With decidedly Boston-sounding names and thoroughly familiar faces, given their resemblances to their ex-Bruin dads, it might have been easy to overlook Ryan Donato and Ryan Fitzgerald and focus on the truly little-known prospects at Development Camp earlier this month.

But on the ice, their brimming confidence, their offensive skills and the maturity to their all-around game was impossible to ignore.

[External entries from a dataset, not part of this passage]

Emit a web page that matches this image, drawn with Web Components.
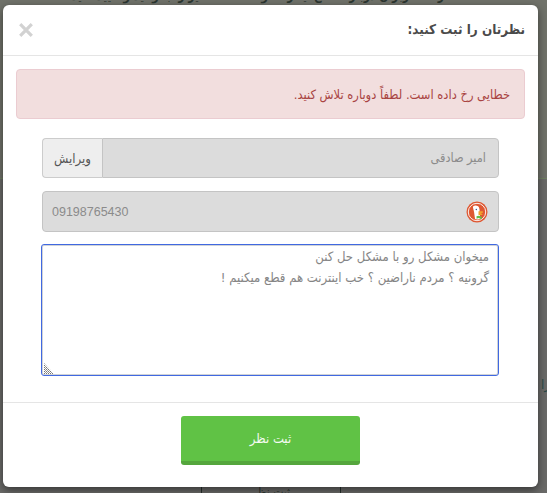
<!DOCTYPE html>
<html lang="fa" dir="rtl">
<head>
<meta charset="utf-8">
<title>ثبت نظر</title>
<style>
    html, body { height: 100%; }
    body {
        margin: 0;
        overflow: hidden;
        background: #6a6a68;
        font-family: "DejaVu Sans Condensed", "DejaVu Sans", sans-serif;
        font-stretch: condensed;
    }
</style>
</head>
<body>
<page-backdrop></page-backdrop>
<comment-modal>
    <span slot="title">نظرتان را ثبت کنید:</span>
    <alert-box>خطایی رخ داده است. لطفاً دوباره تلاش کنید.</alert-box>
    <form-field action="ویرایش">امیر صادقی</form-field>
    <form-field duck latin>09198765430</form-field>
    <comment-box>میخوان مشکل رو با مشکل حل کنن
گرونیه ؟ مردم ناراضین ؟ خب اینترنت هم قطع میکنیم !</comment-box>
    <green-button slot="footer">ثبت نظر</green-button>
</comment-modal>

<script>
class PageBackdrop extends HTMLElement {
    constructor() {
        super();
        this.attachShadow({ mode: "open" });
    }

    connectedCallback() {
        this.shadowRoot.innerHTML = `
        <style>
            :host {
                position: absolute;
                inset: 0;
                display: block;
                overflow: hidden;
                color: #2b3630;
                font-size: 12px;
            }
            .band { position: absolute; top: 0; left: 0; right: 0; height: 178px; background: #70726a; border-bottom: 1px solid #6f8062; }
            .top { position: absolute; top: -11px; right: 88px; white-space: nowrap; font-weight: 700; }
            .side { position: absolute; top: 377px; right: -3px; font-size: 13px; color: #2a4a48; }
            .ghost {
                position: absolute; top: 478px; left: 201px; width: 138px; height: 30px;
                border: 1px solid #26302c; text-align: center; padding-top: 6px;
            }
        </style>
        <div class="band"></div>
        <div class="top">نظرات کاربران درباره قطع اینترنت و مشکلات اخیر را بخوانید و تایید کنید</div>
        <div class="side">زا</div>
        <div class="ghost">ثبت نظر</div>
        `;
    }
}

class CommentModal extends HTMLElement {
    constructor() {
        super();
        this.attachShadow({ mode: "open" });
    }

    connectedCallback() {
        this.shadowRoot.innerHTML = `
        <style>
            :host {
                position: absolute;
                top: 5px;
                left: 3px;
                width: 535px;
                height: 482px;
                display: flex;
                flex-direction: column;
                background: #fff;
                border-radius: 6px;
                box-shadow: 0 3px 9px rgba(0, 0, 0, .5);
            }
            header {
                flex: none;
                display: flex;
                justify-content: space-between;
                align-items: center;
                padding: 0 13px 1px 16px;
                height: 49px;
                border-bottom: 1px solid #e5e5e5;
            }
            h4 {
                margin: 0;
                font-size: 13.4px;
                font-weight: 700;
                color: #4a4a4a;
            }
            .close { width: 14px; height: 14px; display: block; }
            .body {
                flex: 1;
                padding: 13px 13px 0;
                display: flex;
                flex-direction: column;
            }
            footer {
                height: 85px;
                flex: none;
                box-sizing: border-box;
                border-top: 1px solid #e5e5e5;
                padding-top: 13px;
                display: flex;
                justify-content: center;
            }
        </style>
        <header>
            <h4><slot name="title"></slot></h4>
            <svg class="close" viewBox="0 0 14 14"><path d="M1.200 1.200 12.800 12.800M12.800 1.200 1.200 12.800" stroke="#d2d2d2" stroke-width="3.200" fill="none"/></svg>
        </header>
        <div class="body"><slot></slot></div>
        <footer><slot name="footer"></slot></footer>
        `;
    }
}

class AlertBox extends HTMLElement {
    constructor() {
        super();
        this.attachShadow({ mode: "open" });
    }

    connectedCallback() {
        this.shadowRoot.innerHTML = `
        <style>
            :host {
                display: flex;
                align-items: center;
                box-sizing: border-box;
                height: 50px;
                margin-bottom: 19px;
                padding: 0 14px;
                background: #f2dede;
                border: 1px solid #ebccd1;
                border-radius: 4px;
                color: #a94442;
                font-size: 12.8px;
            }
        </style>
        <slot></slot>
        `;
    }
}

class FormField extends HTMLElement {
    constructor() {
        super();
        this.attachShadow({ mode: "open" });
    }

    connectedCallback() {
        const action = this.getAttribute("action");
        const duck = this.hasAttribute("duck");
        this.shadowRoot.innerHTML = `
        <style>
            :host {
                display: flex;
                height: 40px;
                margin: 0 26px 13px;
                box-sizing: border-box;
                font-size: 13px;
            }
            :host([latin]) { height: 41px; margin-bottom: 12px; }
            .input {
                flex: 1;
                display: flex;
                align-items: center;
                justify-content: space-between;
                padding: 0 12px;
                background: #dcdcdc;
                border: 1px solid #c4c4c4;
                border-radius: 4px;
                color: #8b8b8b;
            }
            :host([action]) .input { border-radius: 0 4px 4px 0; padding-bottom: 2px; box-sizing: border-box; font-size: 12.6px; }
            :host([latin]) .input { padding: 0 10px 0 9px; font-family: "Liberation Sans", sans-serif; font-size: 12.5px; font-stretch: normal; }
            .addon {
                width: 59px;
                display: flex;
                align-items: center;
                justify-content: center;
                background: #eee;
                border: 1px solid #ccc;
                border-right: 0;
                border-radius: 4px 0 0 4px;
                color: #555;
            }
            svg { width: 22px; height: 22px; display: block; }
        </style>
        <div class="input">
            ${duck ? `<svg viewBox="0 0 22 22">
                <circle cx="11" cy="11" r="10.500" fill="#de5833"/>
                <circle cx="11" cy="11" r="8.700" fill="none" stroke="#fff" stroke-width=".9"/>
                <path d="M7 5.500c2-1.600 5-1 6 1 .7 1.500.6 3 .6 5 0 2.400.5 4.500 1 6.200-2 .9-4 .9-5.500.3C8.500 15 8.300 12 7.800 9.800 7.500 8.200 6.800 6.900 7 5.500z" fill="#fff"/>
                <path d="M12.500 10.200h4.300l.3 1.300-2.300.9 1.800.5-.4 1.100h-3.700z" fill="#f2a02a"/>
                <path d="M10.500 15.300l2-.6 3.400 1-.3 2.200-3.200-1-1.800.8z" fill="#65bc46"/>
                <circle cx="10.300" cy="8.500" r=".7" fill="#2d4f8e"/>
            </svg>` : ""}
            <span><slot></slot></span>
        </div>
        ${action ? `<div class="addon">${action}</div>` : ""}
        `;
    }
}

class CommentBox extends HTMLElement {
    constructor() {
        super();
        this.attachShadow({ mode: "open" });
    }

    connectedCallback() {
        const text = this.textContent;
        this.shadowRoot.innerHTML = `
        <style>
            :host { display: block; position: relative; margin: 0 26px; }
            textarea {
                display: block;
                box-sizing: border-box;
                width: 458px;
                height: 132px;
                margin: 0;
                padding: 1px 9px 0 12px;
                border: 1px solid #4169e1;
                border-radius: 3px;
                outline: none;
                resize: none;
                background: #fff;
                color: #858585;
                font: 13px/21px "DejaVu Sans Condensed", "DejaVu Sans", sans-serif;
                font-stretch: condensed;
                box-shadow: inset 0 0 0 1px rgba(120, 130, 140, .35);
            }
            /* resize grip, sits over the bottom corner */
            svg { position: absolute; left: 2px; bottom: 2px; width: 10px; height: 11px; display: block; }
        </style>
        <textarea dir="rtl"></textarea>
        <svg viewBox="0 0 10 11">
            <defs>
                <pattern id="hatch" width="2" height="2" patternUnits="userSpaceOnUse">
                    <rect width="1" height="1" fill="#777"/>
                    <rect x="1" y="1" width="1" height="1" fill="#999"/>
                </pattern>
            </defs>
            <path d="M0 0 10 11H0z" fill="url(#hatch)"/>
        </svg>
        `;
        this.shadowRoot.querySelector("textarea").textContent = text;
    }
}

class GreenButton extends HTMLElement {
    constructor() {
        super();
        this.attachShadow({ mode: "open" });
    }

    connectedCallback() {
        this.shadowRoot.innerHTML = `
        <style>
            :host {
                display: flex;
                align-items: center;
                justify-content: center;
                box-sizing: border-box;
                width: 179px;
                height: 49px;
                background: #60c245;
                border-bottom: 4px solid #55a63d;
                border-radius: 3px;
                color: #f4fbf2;
                font-size: 13px;
            }
        </style>
        <slot></slot>
        `;
    }
}

customElements.define("page-backdrop", PageBackdrop);
customElements.define("comment-modal", CommentModal);
customElements.define("alert-box", AlertBox);
customElements.define("form-field", FormField);
customElements.define("comment-box", CommentBox);
customElements.define("green-button", GreenButton);
</script>
</body>
</html>
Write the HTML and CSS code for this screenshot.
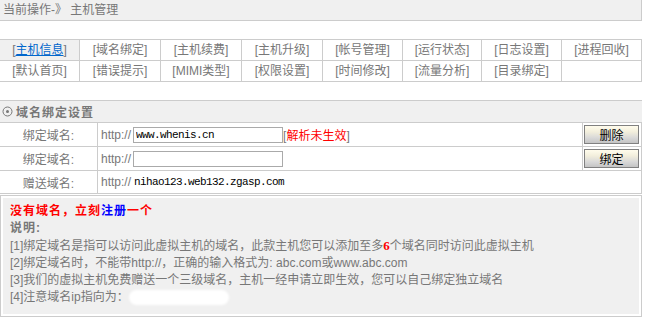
FILE: index.html
```html
<!DOCTYPE html>
<html>
    <head>
        <meta charset="utf-8">
        <title>主机管理</title>
        <link rel="stylesheet" href="styles.css">
    </head>
    <body>
        <div class="crumb">当前操作-》 主机管理</div>

        <div class="nav">
            <div class="nav-item is-current">[<a href="#">主机信息</a>]</div>
            <div class="nav-item">[域名绑定]</div>
            <div class="nav-item">[主机续费]</div>
            <div class="nav-item">[主机升级]</div>
            <div class="nav-item">[帐号管理]</div>
            <div class="nav-item">[运行状态]</div>
            <div class="nav-item">[日志设置]</div>
            <div class="nav-item">[进程回收]</div>
            <div class="nav-item">[默认首页]</div>
            <div class="nav-item">[错误提示]</div>
            <div class="nav-item">[MIMI类型]</div>
            <div class="nav-item">[权限设置]</div>
            <div class="nav-item">[时间修改]</div>
            <div class="nav-item">[流量分析]</div>
            <div class="nav-item">[目录绑定]</div>
            <div class="nav-item"></div>
        </div>

        <div class="bind">
            <div class="bind-head">
                <svg class="bind-icon" width="11" height="11" viewBox="0 0 11 11">
                    <circle cx="5.5" cy="5.5" r="4.5" fill="none" stroke="#777" stroke-width="1"/>
                    <circle cx="5.5" cy="5.5" r="1.5" fill="#777"/>
                </svg>
                域名绑定设置
            </div>
            <div class="bind-row">
                <div class="bind-label">绑定域名:</div>
                <div class="bind-value">http://<input class="bind-input" type="text" value="www.whenis.cn"><span class="bind-state">[<em>解析未生效</em>]</span></div>
                <div class="bind-action"><button class="btn">删除</button></div>
            </div>
            <div class="bind-row">
                <div class="bind-label">绑定域名:</div>
                <div class="bind-value">http://<input class="bind-input" type="text" value=""></div>
                <div class="bind-action"><button class="btn">绑定</button></div>
            </div>
            <div class="bind-row is-last">
                <div class="bind-label">赠送域名:</div>
                <div class="bind-value">http://<span class="bind-free">nihao123.web132.zgasp.com</span></div>
            </div>
        </div>

        <div class="notes">
            <div class="notes-body">
                <div class="warn">没有域名，立刻<a href="#">注册</a>一个</div>
                <div class="notes-title">说明:</div>
                <div>[1]绑定域名是指可以访问此虚拟主机的域名，此款主机您可以添加至多<b class="num">6</b>个域名同时访问此虚拟主机</div>
                <div>[2]绑定域名时，不能带http://，正确的输入格式为: abc.com或www.abc.com</div>
                <div>[3]我们的虚拟主机免费赠送一个三级域名，主机一经申请立即生效，您可以自己绑定独立域名</div>
                <div>[4]注意域名ip指向为：<span class="mask"></span></div>
            </div>
        </div>
    </body>
</html>
```

FILE: styles.css
```css
body {
    margin: 0;
    background: #fff;
    color: #777;
    font-size: 12px;
    font-family: "Liberation Sans", "Noto Sans CJK SC", sans-serif;
}

.crumb {
    width: 642px;
    height: 21px;
    box-sizing: border-box;
    padding-left: 3px;
    line-height: 20px;
    background: #f0f0f0;
    border-bottom: 1px solid #ccc;
    border-right: 1px solid #ccc;
}

/* top menu */
.nav {
    width: 642px;
    margin-top: 18px;
    display: grid;
    grid-template-columns: 80px 81px 81px 81px 80px 79px 80px 80px;
    border-top: 1px solid #ccc;
}
.nav-item {
    height: 21px;
    box-sizing: border-box;
    line-height: 20px;
    text-align: center;
    border-right: 1px solid #ccc;
    border-bottom: 1px solid #ccc;
}
.nav-item.is-current {
    background: #f0f0f0;
}
.nav-item a {
    color: #0066cc;
    text-decoration: underline;
}

/* domain binding */
.bind {
    width: 642px;
    margin-top: 18px;
    border-top: 1px solid #ccc;
}
.bind-head {
    height: 22px;
    box-sizing: border-box;
    padding-left: 2px;
    display: flex;
    align-items: center;
    gap: 3px;
    background: #f0f0f0;
    border-bottom: 1px solid #ccc;
    font-weight: bold;
    letter-spacing: 1px;
}
.bind-row {
    display: grid;
    grid-template-columns: 98px 485px 59px;
    height: 24px;
}
.bind-row.is-last {
    grid-template-columns: 98px 544px;
    height: 23px;
}
.bind-row > div {
    display: flex;
    align-items: center;
    border-right: 1px solid #ccc;
    border-bottom: 1px solid #ccc;
}
.bind-label {
    justify-content: center;
}
.bind-value {
    padding-left: 3px;
}
.bind-action {
    padding-left: 1px;
}
.bind-input {
    width: 150px;
    height: 16px;
    box-sizing: border-box;
    margin: 0 0 0 2px;
    padding: 0 2px;
    border: 1px solid #aaa;
    color: #000;
    font-size: 11px;
    letter-spacing: -0.6px;
    font-family: "Liberation Mono", monospace;
}
.bind-state em {
    color: #f00;
    font-style: normal;
}
.bind-free {
    margin-left: 3px;
    color: #000;
    font-size: 11px;
    letter-spacing: -0.6px;
    font-family: "Liberation Mono", monospace;
}
.btn {
    width: 55px;
    height: 19px;
    padding: 0;
    border: 1px solid #808080;
    background: linear-gradient(#fffcec, #f2eedc 35%, #d8d8d8 70%, #c4c4c4);
    color: #000;
    font-size: 12px;
    font-family: "Liberation Sans", "Noto Sans CJK SC", sans-serif;
}

/* help box */
.notes {
    width: 642px;
    box-sizing: border-box;
    margin-top: 1px;
    padding: 2px;
    border: 1px solid #ccc;
}
.notes-body {
    height: 116px;
    box-sizing: border-box;
    padding: 5px 7px 9px;
    line-height: 17px;
    background: #f0f0f0;
}
.warn {
    color: #f00;
    font-weight: bold;
    letter-spacing: 1px;
}
.warn a {
    color: #00f;
    text-decoration: none;
}
.notes-title {
    font-weight: bold;
    letter-spacing: 1px;
}
.num {
    color: #f00;
    font-size: 13px;
    font-family: "Liberation Serif", serif;
}
.mask {
    display: inline-block;
    width: 100px;
    height: 15px;
    vertical-align: middle;
    border-radius: 8px;
    background: #fff;
    filter: blur(1px);
}
```
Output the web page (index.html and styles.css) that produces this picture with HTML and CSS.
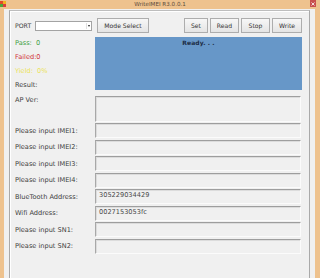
FILE: index.html
```html
<!DOCTYPE html>
<html>
<head>
<meta charset="utf-8">
<link rel="stylesheet" href="styles.css">
</head>
<body>
<div class="frame">
  <div class="titlebar">
    <svg class="app-icon" width="6" height="6" viewBox="0 0 6 6"><rect x="0" y="0" width="3" height="3" fill="#e04a2a"/><rect x="3" y="0" width="3" height="3" fill="#f2b01e"/><rect x="0" y="3" width="3" height="3" fill="#4aa83a"/><rect x="3" y="3" width="3" height="3" fill="#d83c3c"/></svg>
    <span class="title">WriteIMEI R3.0.0.1</span>
    <span class="close"><svg width="4" height="4" viewBox="0 0 4 4"><path d="M0.5 0.5L3.5 3.5M3.5 0.5L0.5 3.5" stroke="#fff" stroke-width="0.8"/></svg></span>
  </div>
  <div class="client">
    <div class="panel">
      <div class="toolbar">
        <span class="lbl port">PORT</span>
        <div class="combo"><span class="combo-arrow"></span></div>
        <button class="btn mode">Mode Select</button>
        <div class="btn-group">
          <button class="btn set">Set</button>
          <button class="btn read">Read</button>
          <button class="btn stop">Stop</button>
          <button class="btn write">Write</button>
        </div>
      </div>
      <div class="row status-row">
        <div class="stats">
          <div class="pass">Pass:&nbsp; 0</div>
          <div class="fail">Failed:0</div>
          <div class="yield">Yield:&nbsp; 0%</div>
          <div class="lbl">Result:</div>
        </div>
        <div class="status"><span>Ready. . .</span></div>
      </div>
      <div class="row ap-row">
        <span class="lbl">AP Ver:</span>
        <div class="field tall"></div>
      </div>
      <div class="row first"><span class="lbl">Please input IMEI1:</span><div class="field"></div></div>
      <div class="row"><span class="lbl">Please input IMEI2:</span><div class="field"></div></div>
      <div class="row"><span class="lbl">Please input IMEI3:</span><div class="field"></div></div>
      <div class="row"><span class="lbl">Please input IMEI4:</span><div class="field"></div></div>
      <div class="row"><span class="lbl">BlueTooth Address:</span><div class="field">305229034429</div></div>
      <div class="row"><span class="lbl">Wifi Address:</span><div class="field">0027153053fc</div></div>
      <div class="row"><span class="lbl">Please input SN1:</span><div class="field"></div></div>
      <div class="row"><span class="lbl">Please input SN2:</span><div class="field"></div></div>
    </div>
  </div>
</div>
</body>
</html>
```
FILE: styles.css
```css
* { box-sizing: border-box; }
html, body {
  margin: 0;
  padding: 0;
  width: 320px;
  height: 278px;
  overflow: hidden;
  background: #eec28e;
  font-family: "DejaVu Sans", Verdana, sans-serif;
  font-size: 6.6px;
  color: #3c3c3c;
}
.frame {
  width: 320px;
  height: 278px;
  display: flex;
  flex-direction: column;
}
.titlebar {
  height: 9px;
  flex: none;
  display: flex;
  align-items: center;
  position: relative;
}
.app-icon { flex: none; margin-top: -2px; }
.title {
  flex: 1;
  text-align: center;
  font-size: 5.6px;
  color: #5a4a3a;
  margin-right: 6px;
  margin-top: -1px;
}
.close {
  position: absolute;
  left: 310px;
  top: 0;
  width: 6px;
  height: 7px;
  background: #c9504e;
  display: flex;
  align-items: center;
  justify-content: center;
}
.client {
  flex: 1;
  margin: 0 5px 0 4px;
  background: #f0f0f0;
  padding: 1px 5px 0 5px;
  display: flex;
  flex-direction: column;
}
.panel {
  flex: 1;
  border-left: 1px solid #a9a9a9;
  border-top: 1px solid #bdbdbd;
  border-right: 1px solid #a9a9a9;
  box-shadow: inset 1px 1px 0 #ffffff;
  padding: 7px 7px 0 5px;
}
.toolbar {
  display: flex;
  align-items: center;
  height: 15px;
}
.lbl { color: #404040; white-space: nowrap; }
.port { width: 20px; font-size: 6.2px; }
.combo {
  width: 57px;
  height: 10px;
  background: #ffffff;
  border: 1px solid #a3a3a3;
  position: relative;
  margin-top: 1px;
}
.combo-arrow {
  position: absolute;
  right: 1px;
  top: 1px;
  width: 4px;
  height: 6px;
  border-left: 1px solid #e0e0e0;
}
.combo-arrow::after {
  content: "";
  position: absolute;
  left: 1px;
  top: 2px;
  border-left: 1.5px solid transparent;
  border-right: 1.5px solid transparent;
  border-top: 2px solid #222;
}
.btn {
  font-family: "DejaVu Sans", Verdana, sans-serif;
  font-size: 6.1px;
  color: #333;
  height: 15px;
  padding: 0;
  margin: 0;
  border: 1px solid #adadad;
  border-radius: 0;
  background: linear-gradient(#f7f7f7, #e4e4e4);
}
.mode { width: 52px; margin-left: 5px; }
.btn-group {
  margin-left: auto;
  display: flex;
  gap: 2px;
}
.set { width: 24px; }
.read { width: 29px; }
.stop { width: 29px; }
.write { width: 30px; }
.row {
  display: grid;
  grid-template-columns: 80px 1fr;
  align-items: center;
  height: 15px;
  margin-top: 1.5px;
}
.status-row {
  height: 53px;
  margin-top: 4px;
  align-items: start;
}
.stats {
  margin-top: -1px;
  line-height: 14px;
}
.pass { color: #43a047; }
.fail { color: #d0343c; }
.yield { color: #ece35a; }
.status {
  height: 53px;
  background: #6797c8;
  text-align: center;
}
.status span {
  display: inline-block;
  margin-top: 2px;
  font-weight: bold;
  color: #1c2c44;
  font-size: 6px;
  letter-spacing: 0.1px;
}
.ap-row {
  height: 26px;
  margin-top: 6px;
  align-items: start;
}
.ap-row .lbl { line-height: 8px; }
.row.first { margin-top: 1px; }
.field {
  height: 15px;
  border-top: 1px solid #9e9e9e;
  border-left: 1px solid #a8a8a8;
  border-right: 1px solid #fbfbfb;
  border-bottom: 1px solid #fbfbfb;
  box-shadow: inset 1px 1px 0 #dcdcdc;
  background: #f0f0f0;
  margin-right: 1px;
  padding: 1px 0 0 3px;
  line-height: 8px;
  color: #4a4a4a;
}
.field.tall { height: 26px; }
```
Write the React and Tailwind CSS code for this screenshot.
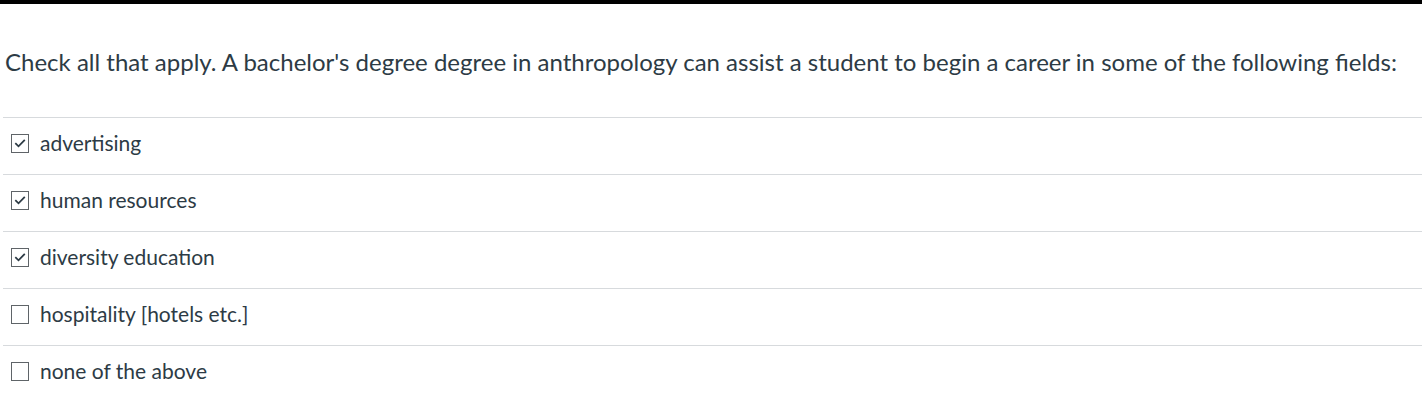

When it was over, general manager Don Sweeney singled out Donato, who plays at Harvard, and Fitzgerald, from Boston College -- along with Notre Dame forward Anders Bjork and former Boston University defenseman Matt Grzelcyk -- as players who have developed significantly.
 
“[They're] just comfortable in what they’re doing,” said Sweeney. “I mean, they’ve played at the college hockey level . . . two, three, four years with some of these kids. They’re very comfortable in their own skin and in what they do.”
 
Donato, 20, is actually coming off his first season at Harvard, where he posted 13 goals and 21 points in 32 games. He looked like he was in midseason form during Development Camp, showing off a scoring touch, skill with the puck on his stick in tight traffic, and the instincts to anticipate plays that allow him to beat defenders to spots in the offensive zone. He’s primed for a giant sophomore season with the Crimson, based on his showing at camp.
 
“Every year is a blast," said Donato, son of former Bruins forward and current Harvard coach Ted Donato. "You just come in [to development camp] with an open mindset where you soak everything up from the coaches like a sponge, and see what they say. Then I just do my best to incorporate it into my game and bring it with me to school next year.
 
“One of the things that [Bruins coaches and management] has said to me -- and it’s the same message for everybody -- is that every area of your game is an important one to develop. The thing about the NHL is that every little detail makes the difference, and that’s what I’ve been working on whether it’s my skating, or my defensive play. Every little piece of my game needs to be developed.”
 
Then there's Fitzgerald, 21, who is entering his senior season at BC after notching 24 goals and 47 points in 40 games last year in a real breakout season. The 2013 fourth-round pick showed speed and finishing ability during his Development Camp stint and clearly is close to being a finished hockey product at the collegiate level.
 
“It was good. It’s definitely a fun time being here, seeing these guys and putting the logo on,” said Fitzgerald, son of former Bruins forward Tom Fitzgerald, after his fourth Development Camp. “One thing I’m focusing on this summer is getting stronger, but it’s also about just progressing and maturing.
 
“I thought . . . last year [at BC] was a pretty good one, so I just try to build off that and roll into my senior season. [The Bruins] have told me to pretty much continue what I’m doing in school. When the time is right I’ll go ahead [and turn pro], so probably after I graduate I’ll jump on and make an impact.”
 
Fitzgerald certainly didn’t mention or give any hints that it could happen, but these days it has to give an NHL organization a bit of trepidation anytime one of their draft picks makes it all the way to their senior season. There’s always the possibility of it turning into a Jimmy Vesey-type situation if a player -- like Fitzgerald -- has a huge final year and draws enough NHL interest to forego signing with the team that drafted him for a shot at free agency in the August following his senior season.
 
It may be a moot point with Fitzgerald, a Boston kid already living a dream as a Bruins draft pick, but it’s always a possibility until he actually signs.
 
In any case, both Donato and Fitzgerald beat watching in their respective college seasons after both saw their development level take a healthy leap forward.